Aim: In the entries that follow, find the word "this" and report each line it is on.

Supplied data:
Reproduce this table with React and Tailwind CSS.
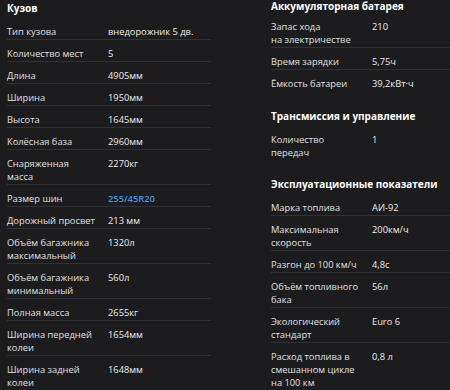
import React from 'react';

const body = [
  ['Тип кузова', 'внедорожник 5 дв.'],
  ['Количество мест', '5'],
  ['Длина', '4905мм'],
  ['Ширина', '1950мм'],
  ['Высота', '1645мм'],
  ['Колёсная база', '2960мм'],
  ['Снаряженная масса', '2270кг'],
  ['Размер шин', '255/45R20', true],
  ['Дорожный просвет', '213 мм'],
  ['Объём багажника максимальный', '1320л'],
  ['Объём багажника минимальный', '560л'],
  ['Полная масса', '2655кг'],
  ['Ширина передней колеи', '1654мм'],
  ['Ширина задней колеи', '1648мм'],
];

const battery = [
  ['Запас хода на\u00a0электричестве', '210'],
  ['Время зарядки', '5,75ч'],
  ['Ёмкость батареи', '39,2кВт·ч'],
];

const transmission = [['Количество передач', '1']];

const usage = [
  ['Марка топлива', 'АИ-92'],
  ['Максимальная скорость', '200км/ч'],
  ['Разгон до 100 км/ч', '4,8с'],
  ['Объём топливного бака', '56л'],
  ['Экологический стандарт', 'Euro 6'],
  ['Расход топлива в смешанном цикле на\u00a0100\u00a0км', '0,8 л'],
];

// one spec line: label on the left, value on the right
const Row = ({ label, value, link, last }) => (
  <div className={`flex pt-[7px] pb-[1px] leading-[13px] ${last ? '' : 'border-b border-[#323235]'}`}>
    <div className="w-[101px] shrink-0 pr-[13px] text-[#e0e0e0]">{label}</div>
    <div className={link ? 'font-semibold text-[#5b8fd6]' : 'text-[#ededed]'}>{value}</div>
  </div>
);

const Section = ({ title, rows, headClass }) => (
  <div>
    <h3 className={`text-[10px] font-bold text-white ${headClass}`}>{title}</h3>
    {rows.map(([label, value, link], i) => (
      <Row key={label} label={label} value={value} link={link} last={i === rows.length - 1} />
    ))}
  </div>
);

export default function App() {
  return (
    <div
      className="w-[450px] h-[390px] overflow-hidden bg-[#1c1c1e] text-[9.3px]"
      style={{ fontFamily: '"Open Sans", "Noto Sans", sans-serif' }}
    >
      <div className="flex pl-[7px] gap-[60px]">
        <div className="w-[204px] shrink-0">
          <Section title="Кузов" rows={body} headClass="leading-[14px] pt-[1px] pb-[3px]" />
        </div>
        <div className="w-[204px] shrink-0">
          <Section title="Аккумуляторная батарея" rows={battery} headClass="leading-[12px] pb-[1px]" />
          <Section title="Трансмиссия и управление" rows={transmission} headClass="leading-[14px] mt-[18px] pb-[3px]" />
          <Section title="Эксплуатационные показатели" rows={usage} headClass="leading-[14px] mt-[17px] pb-[3px]" />
        </div>
      </div>
    </div>
  );
}
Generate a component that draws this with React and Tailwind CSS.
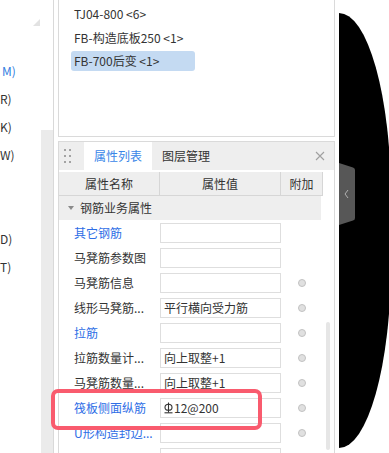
import React from 'react';

// tails of the tree labels on the far left
const sideLabels = [
  { text: 'M)', pad: 'pl-[2px]', color: 'text-[#2f7de1]' },
  { text: 'R)', pad: 'pl-0', color: 'text-[#333]' },
  { text: 'K)', pad: 'pl-0', color: 'text-[#333]' },
  { text: 'W)', pad: 'pl-0', color: 'text-[#333]' },
  { text: '', pad: 'pl-0', color: 'text-[#333]' },
  { text: '', pad: 'pl-0', color: 'text-[#333]' },
  { text: 'D)', pad: 'pl-0', color: 'text-[#333]' },
  { text: 'T)', pad: 'pl-0', color: 'text-[#333]' },
];

const listItems = [
  { text: 'TJ04-800 <6>' },
  { text: 'FB-构造底板250 <1>' },
  { text: 'FB-700后变 <1>', selected: true },
];

const RebarMark = () => (
  <svg width="9" height="12" viewBox="0 0 9 12" className="mr-[1px]">
    <path d="M4.5 0.5V10.5" stroke="#333" strokeWidth="1.1" fill="none" />
    <path d="M1 5.5C1 3.2 2.6 2.3 4.5 2.3C6.4 2.3 8 3.2 8 5.5C8 7.6 6.4 8.3 4.5 8.3C2.6 8.3 1 7.6 1 5.5Z" stroke="#333" strokeWidth="1.1" fill="none" />
    <path d="M0.5 10.8H8.5" stroke="#333" strokeWidth="1.1" fill="none" />
  </svg>
);

const rows = [
  { label: '其它钢筋', blue: true },
  { label: '马凳筋参数图' },
  { label: '马凳筋信息', radio: true },
  { label: '线形马凳筋...', value: '平行横向受力筋', radio: true },
  { label: '拉筋', blue: true, radio: true },
  { label: '拉筋数量计...', value: '向上取整+1', radio: true },
  { label: '马凳筋数量...', value: '向上取整+1', radio: true },
  { label: '筏板侧面纵筋', blue: true, value: '12@200', mark: true, radio: true },
  { label: 'U形构造封边...', blue: true, radio: true },
  { label: '', radio: true },
];

export default function App() {
  return (
    <div className="relative flex w-[389px] h-[453px] overflow-hidden bg-white font-['Noto_Sans_CJK_SC','Noto_Sans',sans-serif] text-[12px] text-[#333]">
      {/* left tree (clipped) */}
      <div className="flex w-[53px] shrink-0">
        <div className="flex w-[41px] flex-col">
          <div className="ml-[33px] mt-[19px] h-0 w-0 border-b-[7px] border-l-[7px] border-l-transparent border-b-[#e2e2e2]" />
          <div className="mt-[31px] flex flex-col">
            {sideLabels.map((s, i) => (
              <div key={i} className={`flex h-[28px] items-center whitespace-nowrap ${s.pad} ${s.color}`}>
                {s.text}
              </div>
            ))}
          </div>
        </div>
        <div className="flex w-[12px] flex-col pt-[130px]">
          <div className="flex-1 bg-[#ebebeb]" />
        </div>
      </div>
      <div className="w-px shrink-0 bg-[#d9d9d9]" />
      <div className="w-[4px] shrink-0" />

      {/* panels */}
      <div className="flex h-[453px] w-[277px] shrink-0 flex-col overflow-hidden">
        <div className="flex h-[137px] shrink-0 flex-col gap-[3.5px] border-x border-b border-[#dadada] pt-[4px]">
          {listItems.map((it, i) => (
            <div
              key={i}
              className={`ml-[12px] flex h-[20px] w-[124px] items-center whitespace-nowrap rounded-[3px] pl-[3px] ${it.selected ? 'bg-[#c4daf2]' : ''}`}
            >
              {it.text}
            </div>
          ))}
        </div>

        <div className="mt-[4px] flex shrink-0 flex-col border-x border-t border-[#dadada]">
          {/* tabs */}
          <div className="flex h-[28px] items-stretch bg-[#eeeeee]">
            <div className="ml-[5px] grid grid-cols-2 content-center gap-x-[3px] gap-y-[4px]">
              {[0, 1, 2, 3, 4, 5].map((d) => (
                <div key={d} className="h-[2px] w-[2px] bg-[#a3a3a3]" />
              ))}
            </div>
            <div className="ml-[13px] flex items-center bg-white px-[10px] text-[#3a86e8]">属性列表</div>
            <div className="flex items-center px-[10px] text-[#333]">图层管理</div>
            <div className="ml-auto mr-[9px] flex items-center">
              <svg width="10" height="10" viewBox="0 0 10 10">
                <path d="M1 1L9 9M9 1L1 9" stroke="#a0a0a0" strokeWidth="1.1" />
              </svg>
            </div>
          </div>

          <div className="flex">
            <div className="mt-[2px] flex w-[264px] flex-col">
              <div className="flex h-[24px] border-b border-[#d6d6d6] bg-[#eeeeee]">
                <div className="flex w-[101px] items-center justify-center border-r border-[#d6d6d6]">属性名称</div>
                <div className="flex w-[121px] items-center justify-center border-r border-[#d6d6d6]">属性值</div>
                <div className="flex w-[42px] items-center justify-center border-r border-[#d6d6d6]">附加</div>
              </div>
              <div className="flex h-[24px] w-[262px] items-center bg-[#eeeeee] pl-[9px]">
                <div className="h-0 w-0 border-x-[3px] border-t-[4px] border-x-transparent border-t-[#8a8a8a]" />
                <span className="ml-[6px]">钢筋业务属性</span>
              </div>
              {rows.map((r, i) => (
                <div key={i} className="flex h-[25px] shrink-0 pt-[3px]">
                  <div className={`flex h-[20px] w-[101px] items-center overflow-hidden whitespace-nowrap pl-[15px] ${r.blue ? 'text-[#2e6ee6]' : 'text-[#333]'}`}>
                    {r.label}
                  </div>
                  <div className="flex h-[20px] w-[121px] items-center whitespace-nowrap border border-[#dedede] pl-[3px]">
                    {r.mark && <RebarMark />}
                    {r.value}
                  </div>
                  <div className="flex h-[20px] w-[42px] items-center justify-center">
                    {r.radio && <div className="h-[8px] w-[8px] rounded-full border border-[#c2c2c2] bg-[#e0e0e0]" />}
                  </div>
                </div>
              ))}
            </div>
            <div className="flex w-[11px] flex-col pt-[152px]">
              <div className="ml-[3px] h-[128px] w-[4px] rounded-full bg-[#e6e6e6]" />
            </div>
          </div>
        </div>
      </div>

      <div className="w-[4px] shrink-0" />

      {/* device bezel with collapse handle */}
      <div className="mt-[13px] flex h-[435px] w-[52px] shrink-0 flex-col rounded-br-[52px_185px] rounded-tr-[52px_185px] bg-black pt-[150px]">
        <svg width="16" height="62" viewBox="0 0 16 62">
          <path d="M0 0L14 4.5Q16 5 16 7V55Q16 57 14 57.5L0 62Z" fill="#575757" />
          <path d="M9 27L6 31L9 35" stroke="#b0b0b0" strokeWidth="1" fill="none" />
        </svg>
      </div>

      {/* annotation box */}
      <div className="absolute left-[51px] top-[389px] h-[41px] w-[211px] rounded-[7px] border-[4px] border-[#f95b6e]" />
    </div>
  );
}
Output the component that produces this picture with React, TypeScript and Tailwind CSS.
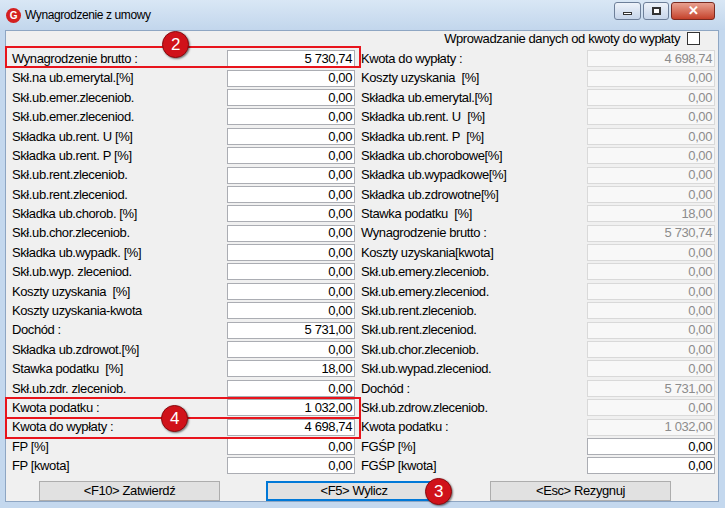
import React from "react";

const left: [string, string][] = [
  ["Wynagrodzenie brutto :", "5 730,74"],
  ["Skł.na ub.emerytal.[%]", "0,00"],
  ["Skł.ub.emer.zleceniob.", "0,00"],
  ["Skł.ub.emer.zleceniod.", "0,00"],
  ["Składka ub.rent. U [%]", "0,00"],
  ["Składka ub.rent. P [%]", "0,00"],
  ["Skł.ub.rent.zleceniob.", "0,00"],
  ["Skł.ub.rent.zleceniod.", "0,00"],
  ["Składka ub.chorob. [%]", "0,00"],
  ["Skł.ub.chor.zleceniob.", "0,00"],
  ["Składka ub.wypadk. [%]", "0,00"],
  ["Skł.ub.wyp. zleceniod.", "0,00"],
  ["Koszty uzyskania  [%]", "0,00"],
  ["Koszty uzyskania-kwota", "0,00"],
  ["Dochód :", "5 731,00"],
  ["Składka ub.zdrowot.[%]", "0,00"],
  ["Stawka podatku  [%]", "18,00"],
  ["Skł.ub.zdr. zleceniob.", "0,00"],
  ["Kwota podatku :", "1 032,00"],
  ["Kwota do wypłaty :", "4 698,74"],
  ["FP [%]", "0,00"],
  ["FP [kwota]", "0,00"],
];
const right: [string, string][] = [
  ["Kwota do wypłaty :", "4 698,74"],
  ["Koszty uzyskania  [%]", "0,00"],
  ["Składka ub.emerytal.[%]", "0,00"],
  ["Składka ub.rent. U  [%]", "0,00"],
  ["Składka ub.rent. P  [%]", "0,00"],
  ["Składka ub.chorobowe[%]", "0,00"],
  ["Składka ub.wypadkowe[%]", "0,00"],
  ["Składka ub.zdrowotne[%]", "0,00"],
  ["Stawka podatku  [%]", "18,00"],
  ["Wynagrodzenie brutto :", "5 730,74"],
  ["Koszty uzyskania[kwota]", "0,00"],
  ["Skł.ub.emery.zleceniob.", "0,00"],
  ["Skł.ub.emery.zleceniod.", "0,00"],
  ["Skł.ub.rent.zleceniob.", "0,00"],
  ["Skł.ub.rent.zleceniod.", "0,00"],
  ["Skł.ub.chor.zleceniob.", "0,00"],
  ["Skł.ub.wypad.zleceniod.", "0,00"],
  ["Dochód :", "5 731,00"],
  ["Skł.ub.zdrow.zleceniob.", "0,00"],
  ["Kwota podatku :", "1 032,00"],
  ["FGŚP [%]", "0,00"],
  ["FGŚP [kwota]", "0,00"],
];

const Badge = ({ n, cls }: { n: string; cls: string }) => (
  <div className={"absolute w-[27px] h-[27px] rounded-full bg-[#d0121a] border border-[#8a0a0f] text-white text-[17px] flex items-center justify-center shadow-[1px_1px_2px_rgba(0,0,0,0.5)] " + cls}>{n}</div>
);

function Row({ l, v, disabled, wide }: { l: string; v: string; disabled?: boolean; wide?: boolean }) {
  return (
    <div className="flex items-center h-[19.4px]">
      <div className={(wide ? "w-[232px]" : "w-[221px]") + " pl-[6px] whitespace-pre"}>{l}</div>
      <div className={"w-[128px] h-[17px] border flex items-center justify-end pr-[2px] " + (disabled ? "border-[#d9d9d9] bg-[#f8f8f8] text-[#8c8c8c]" : "border-[#abadb3] bg-white text-black")}>{v}</div>
    </div>
  );
}

export default function App() {
  return (
    <div className="w-[725px] h-[508px] bg-[#c4d8ee] relative text-[13px] text-black tracking-[-0.4px]" style={{ fontFamily: '"Liberation Sans", Arial, sans-serif' }}>
      <div className="h-[30px] flex items-center bg-gradient-to-b from-[#d9e7f5] to-[#c2d6ec]">
        <div className="ml-[6px] w-[15px] h-[15px] rounded-full bg-[#d42020] text-white text-[10px] font-bold flex items-center justify-center">G</div>
        <div className="ml-[4px] text-[12px]">Wynagrodzenie z umowy</div>
        <div className="ml-auto mr-[10px] flex gap-[2px] -mt-[8px]">
          <div className="w-[27px] h-[18px] rounded-[3px] border border-[#6d7f99] bg-gradient-to-b from-[#eef3fa] to-[#c6d5ea] flex items-center justify-center"><div className="w-[9px] h-[3px] border border-[#333] bg-white mt-[5px]" /></div>
          <div className="w-[26px] h-[18px] rounded-[3px] border border-[#6d7f99] bg-gradient-to-b from-[#eef3fa] to-[#c6d5ea] flex items-center justify-center"><div className="w-[9px] h-[8px] border-2 border-[#333] bg-white" /></div>
          <div className="w-[44px] h-[18px] rounded-[3px] border border-[#7a2a20] bg-gradient-to-b from-[#e8a090] to-[#c4402a] flex items-center justify-center text-white font-bold text-[13px]">✕</div>
        </div>
      </div>
      <div className="absolute left-[5px] right-[6px] top-[30px] bottom-[6px] bg-[#f0f0f0] border border-[#8ea6c3]">
        <div className="flex justify-end items-center h-[15px] pr-[18px] gap-[7px]">
          <span>Wprowadzanie danych od kwoty do wypłaty</span>
          <div className="w-[13px] h-[13px] border border-[#333] bg-white" />
        </div>
        <div className="flex mt-[3px]">
          <div className="w-[349px]">
            {left.map(([l, v], i) => <Row key={i} l={l} v={v} />)}
          </div>
          <div className="w-[362px]">
            {right.map(([l, v], i) => <Row key={i} l={l} v={v} disabled={i < 20} wide />)}
          </div>
        </div>
        <div className="flex mt-[5px] text-[13px]">
          <div className="ml-[33px] w-[181px] h-[20px] border border-[#adadad] bg-[#e1e1e1] flex items-center justify-center">&lt;F10&gt; Zatwierdź</div>
          <div className="ml-[46px] w-[176px] h-[20px] border-2 border-[#0078d7] bg-[#e1e1e1] flex items-center justify-center">&lt;F5&gt; Wylicz</div>
          <div className="ml-[48px] w-[181px] h-[20px] border border-[#adadad] bg-[#e1e1e1] flex items-center justify-center">&lt;Esc&gt; Rezygnuj</div>
        </div>
      </div>
      <div className="absolute left-[5px] top-[46px] w-[356px] h-[22px] border-2 border-[#e8141c]" />
      <div className="absolute left-[5px] top-[397px] w-[356px] h-[22px] border-2 border-[#e8141c]" />
      <div className="absolute left-[5px] top-[417px] w-[356px] h-[22px] border-2 border-[#e8141c]" />
      <Badge n="2" cls="left-[162px] top-[31px]" />
      <Badge n="4" cls="left-[161px] top-[405px]" />
      <Badge n="3" cls="left-[425px] top-[478px]" />
    </div>
  );
}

Result:
Reproduce this table with React and Tailwind CSS.
Generate a component that draws this with React and Tailwind CSS.
Output the component that produces this picture with React, TypeScript and Tailwind CSS.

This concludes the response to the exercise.